▸ CHALLENGE: Copy all of the material word for word, except for the pictures.

## begin INFORMATION SHOWN

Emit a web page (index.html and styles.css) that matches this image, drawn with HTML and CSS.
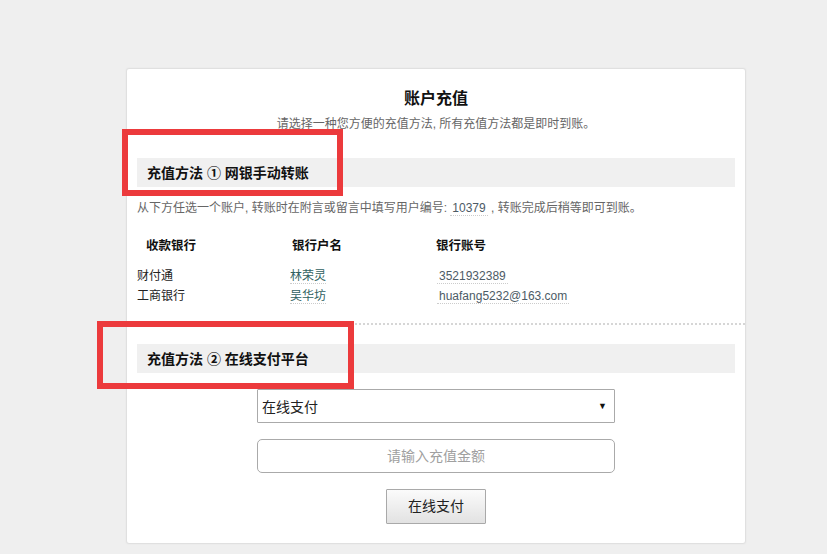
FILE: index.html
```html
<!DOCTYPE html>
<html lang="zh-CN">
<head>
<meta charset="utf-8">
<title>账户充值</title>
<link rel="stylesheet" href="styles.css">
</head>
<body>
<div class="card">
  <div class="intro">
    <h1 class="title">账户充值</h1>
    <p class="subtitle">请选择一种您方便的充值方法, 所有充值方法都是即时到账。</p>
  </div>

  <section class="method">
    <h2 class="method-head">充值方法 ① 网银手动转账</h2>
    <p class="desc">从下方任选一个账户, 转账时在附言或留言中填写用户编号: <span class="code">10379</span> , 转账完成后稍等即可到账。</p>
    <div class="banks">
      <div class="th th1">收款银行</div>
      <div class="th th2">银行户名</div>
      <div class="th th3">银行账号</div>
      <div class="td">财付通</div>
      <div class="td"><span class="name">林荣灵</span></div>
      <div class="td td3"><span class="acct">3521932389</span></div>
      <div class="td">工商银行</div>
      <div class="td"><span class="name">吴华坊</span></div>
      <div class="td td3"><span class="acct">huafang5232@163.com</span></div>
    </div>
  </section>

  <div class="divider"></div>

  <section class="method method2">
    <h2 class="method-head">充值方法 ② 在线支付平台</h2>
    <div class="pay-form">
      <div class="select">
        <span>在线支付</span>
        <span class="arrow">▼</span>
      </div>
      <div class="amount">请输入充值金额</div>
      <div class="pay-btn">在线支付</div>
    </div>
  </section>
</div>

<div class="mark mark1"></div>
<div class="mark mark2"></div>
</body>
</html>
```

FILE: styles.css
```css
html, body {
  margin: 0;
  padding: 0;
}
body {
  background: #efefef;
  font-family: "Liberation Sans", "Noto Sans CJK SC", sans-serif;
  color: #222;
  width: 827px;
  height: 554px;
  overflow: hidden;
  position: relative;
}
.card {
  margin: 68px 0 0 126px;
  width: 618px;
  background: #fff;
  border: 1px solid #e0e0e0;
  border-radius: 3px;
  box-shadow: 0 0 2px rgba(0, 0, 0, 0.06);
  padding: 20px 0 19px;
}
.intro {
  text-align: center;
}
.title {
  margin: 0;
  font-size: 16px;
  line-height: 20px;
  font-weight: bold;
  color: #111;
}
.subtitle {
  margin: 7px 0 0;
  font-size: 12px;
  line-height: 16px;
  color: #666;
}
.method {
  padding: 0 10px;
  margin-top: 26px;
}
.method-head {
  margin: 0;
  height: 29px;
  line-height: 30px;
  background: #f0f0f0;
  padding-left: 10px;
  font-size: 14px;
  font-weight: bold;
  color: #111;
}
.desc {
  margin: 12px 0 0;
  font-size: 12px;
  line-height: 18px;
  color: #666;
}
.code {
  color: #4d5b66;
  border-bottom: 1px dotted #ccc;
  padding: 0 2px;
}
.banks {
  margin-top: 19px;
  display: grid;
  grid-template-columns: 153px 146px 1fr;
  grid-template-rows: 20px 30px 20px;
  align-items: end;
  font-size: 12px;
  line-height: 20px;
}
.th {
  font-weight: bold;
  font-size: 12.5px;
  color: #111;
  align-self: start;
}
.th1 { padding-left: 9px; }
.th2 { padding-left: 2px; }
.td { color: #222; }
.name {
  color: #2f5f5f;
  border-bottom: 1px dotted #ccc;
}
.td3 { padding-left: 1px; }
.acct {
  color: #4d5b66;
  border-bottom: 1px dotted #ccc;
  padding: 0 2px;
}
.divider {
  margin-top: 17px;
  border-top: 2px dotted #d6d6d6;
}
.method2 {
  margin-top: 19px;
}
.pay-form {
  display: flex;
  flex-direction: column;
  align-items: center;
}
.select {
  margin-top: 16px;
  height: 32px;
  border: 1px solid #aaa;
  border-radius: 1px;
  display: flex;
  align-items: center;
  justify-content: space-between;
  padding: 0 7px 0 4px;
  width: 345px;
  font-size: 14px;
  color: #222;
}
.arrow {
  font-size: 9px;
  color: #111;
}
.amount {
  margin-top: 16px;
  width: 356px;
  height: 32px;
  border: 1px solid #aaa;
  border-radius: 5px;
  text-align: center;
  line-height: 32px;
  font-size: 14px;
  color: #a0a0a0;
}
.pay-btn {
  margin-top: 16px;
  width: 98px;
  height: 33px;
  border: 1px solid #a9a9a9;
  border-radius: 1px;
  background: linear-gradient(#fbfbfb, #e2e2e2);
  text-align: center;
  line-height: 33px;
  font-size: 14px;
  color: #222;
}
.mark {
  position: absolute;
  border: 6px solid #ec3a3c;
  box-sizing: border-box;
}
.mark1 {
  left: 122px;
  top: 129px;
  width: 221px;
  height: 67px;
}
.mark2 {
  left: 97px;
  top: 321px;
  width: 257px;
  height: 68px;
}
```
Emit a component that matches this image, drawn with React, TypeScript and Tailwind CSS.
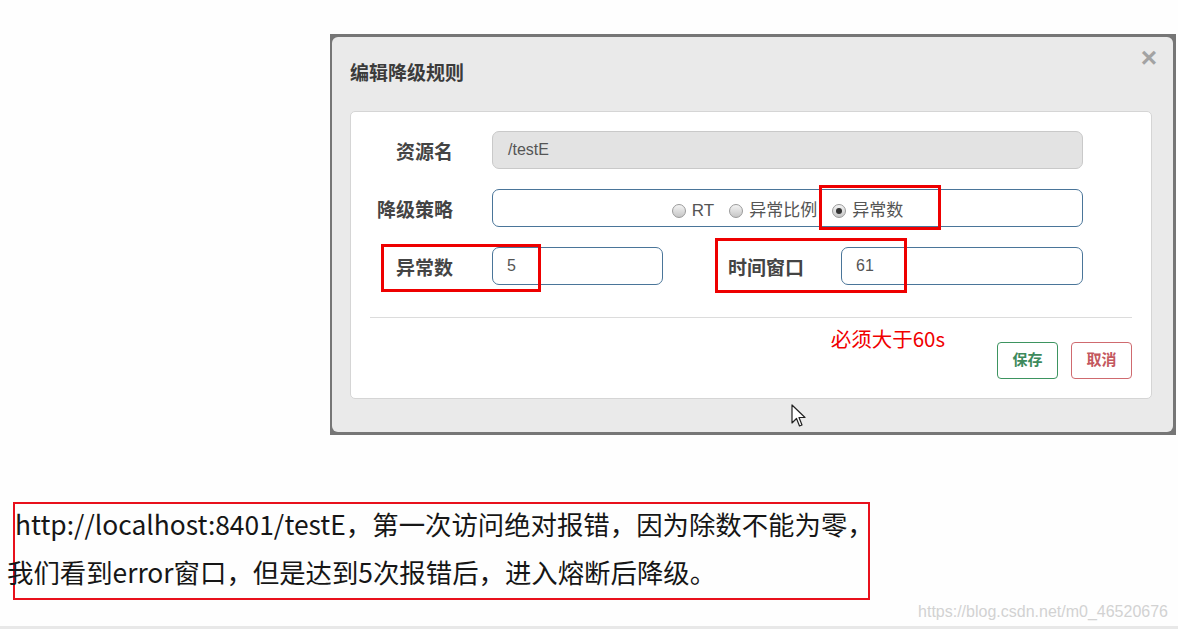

## end INFORMATION SHOWN

▸ SOLUTION FOR THIS TASK:
Emit a web page (index.html and styles.css) that matches this image, drawn with HTML and CSS.
FILE: index.html
```html
<!DOCTYPE html>
<html lang="zh-CN">
<head>
<meta charset="utf-8">
<title>账户充值</title>
<link rel="stylesheet" href="styles.css">
</head>
<body>
<div class="card">
  <div class="intro">
    <h1 class="title">账户充值</h1>
    <p class="subtitle">请选择一种您方便的充值方法, 所有充值方法都是即时到账。</p>
  </div>

  <section class="method">
    <h2 class="method-head">充值方法 ① 网银手动转账</h2>
    <p class="desc">从下方任选一个账户, 转账时在附言或留言中填写用户编号: <span class="code">10379</span> , 转账完成后稍等即可到账。</p>
    <div class="banks">
      <div class="th th1">收款银行</div>
      <div class="th th2">银行户名</div>
      <div class="th th3">银行账号</div>
      <div class="td">财付通</div>
      <div class="td"><span class="name">林荣灵</span></div>
      <div class="td td3"><span class="acct">3521932389</span></div>
      <div class="td">工商银行</div>
      <div class="td"><span class="name">吴华坊</span></div>
      <div class="td td3"><span class="acct">huafang5232@163.com</span></div>
    </div>
  </section>

  <div class="divider"></div>

  <section class="method method2">
    <h2 class="method-head">充值方法 ② 在线支付平台</h2>
    <div class="pay-form">
      <div class="select">
        <span>在线支付</span>
        <span class="arrow">▼</span>
      </div>
      <div class="amount">请输入充值金额</div>
      <div class="pay-btn">在线支付</div>
    </div>
  </section>
</div>

<div class="mark mark1"></div>
<div class="mark mark2"></div>
</body>
</html>
```

FILE: styles.css
```css
html, body {
  margin: 0;
  padding: 0;
}
body {
  background: #efefef;
  font-family: "Liberation Sans", "Noto Sans CJK SC", sans-serif;
  color: #222;
  width: 827px;
  height: 554px;
  overflow: hidden;
  position: relative;
}
.card {
  margin: 68px 0 0 126px;
  width: 618px;
  background: #fff;
  border: 1px solid #e0e0e0;
  border-radius: 3px;
  box-shadow: 0 0 2px rgba(0, 0, 0, 0.06);
  padding: 20px 0 19px;
}
.intro {
  text-align: center;
}
.title {
  margin: 0;
  font-size: 16px;
  line-height: 20px;
  font-weight: bold;
  color: #111;
}
.subtitle {
  margin: 7px 0 0;
  font-size: 12px;
  line-height: 16px;
  color: #666;
}
.method {
  padding: 0 10px;
  margin-top: 26px;
}
.method-head {
  margin: 0;
  height: 29px;
  line-height: 30px;
  background: #f0f0f0;
  padding-left: 10px;
  font-size: 14px;
  font-weight: bold;
  color: #111;
}
.desc {
  margin: 12px 0 0;
  font-size: 12px;
  line-height: 18px;
  color: #666;
}
.code {
  color: #4d5b66;
  border-bottom: 1px dotted #ccc;
  padding: 0 2px;
}
.banks {
  margin-top: 19px;
  display: grid;
  grid-template-columns: 153px 146px 1fr;
  grid-template-rows: 20px 30px 20px;
  align-items: end;
  font-size: 12px;
  line-height: 20px;
}
.th {
  font-weight: bold;
  font-size: 12.5px;
  color: #111;
  align-self: start;
}
.th1 { padding-left: 9px; }
.th2 { padding-left: 2px; }
.td { color: #222; }
.name {
  color: #2f5f5f;
  border-bottom: 1px dotted #ccc;
}
.td3 { padding-left: 1px; }
.acct {
  color: #4d5b66;
  border-bottom: 1px dotted #ccc;
  padding: 0 2px;
}
.divider {
  margin-top: 17px;
  border-top: 2px dotted #d6d6d6;
}
.method2 {
  margin-top: 19px;
}
.pay-form {
  display: flex;
  flex-direction: column;
  align-items: center;
}
.select {
  margin-top: 16px;
  height: 32px;
  border: 1px solid #aaa;
  border-radius: 1px;
  display: flex;
  align-items: center;
  justify-content: space-between;
  padding: 0 7px 0 4px;
  width: 345px;
  font-size: 14px;
  color: #222;
}
.arrow {
  font-size: 9px;
  color: #111;
}
.amount {
  margin-top: 16px;
  width: 356px;
  height: 32px;
  border: 1px solid #aaa;
  border-radius: 5px;
  text-align: center;
  line-height: 32px;
  font-size: 14px;
  color: #a0a0a0;
}
.pay-btn {
  margin-top: 16px;
  width: 98px;
  height: 33px;
  border: 1px solid #a9a9a9;
  border-radius: 1px;
  background: linear-gradient(#fbfbfb, #e2e2e2);
  text-align: center;
  line-height: 33px;
  font-size: 14px;
  color: #222;
}
.mark {
  position: absolute;
  border: 6px solid #ec3a3c;
  box-sizing: border-box;
}
.mark1 {
  left: 122px;
  top: 129px;
  width: 221px;
  height: 67px;
}
.mark2 {
  left: 97px;
  top: 321px;
  width: 257px;
  height: 68px;
}
```
Emit a component that matches this image, drawn with React, TypeScript and Tailwind CSS.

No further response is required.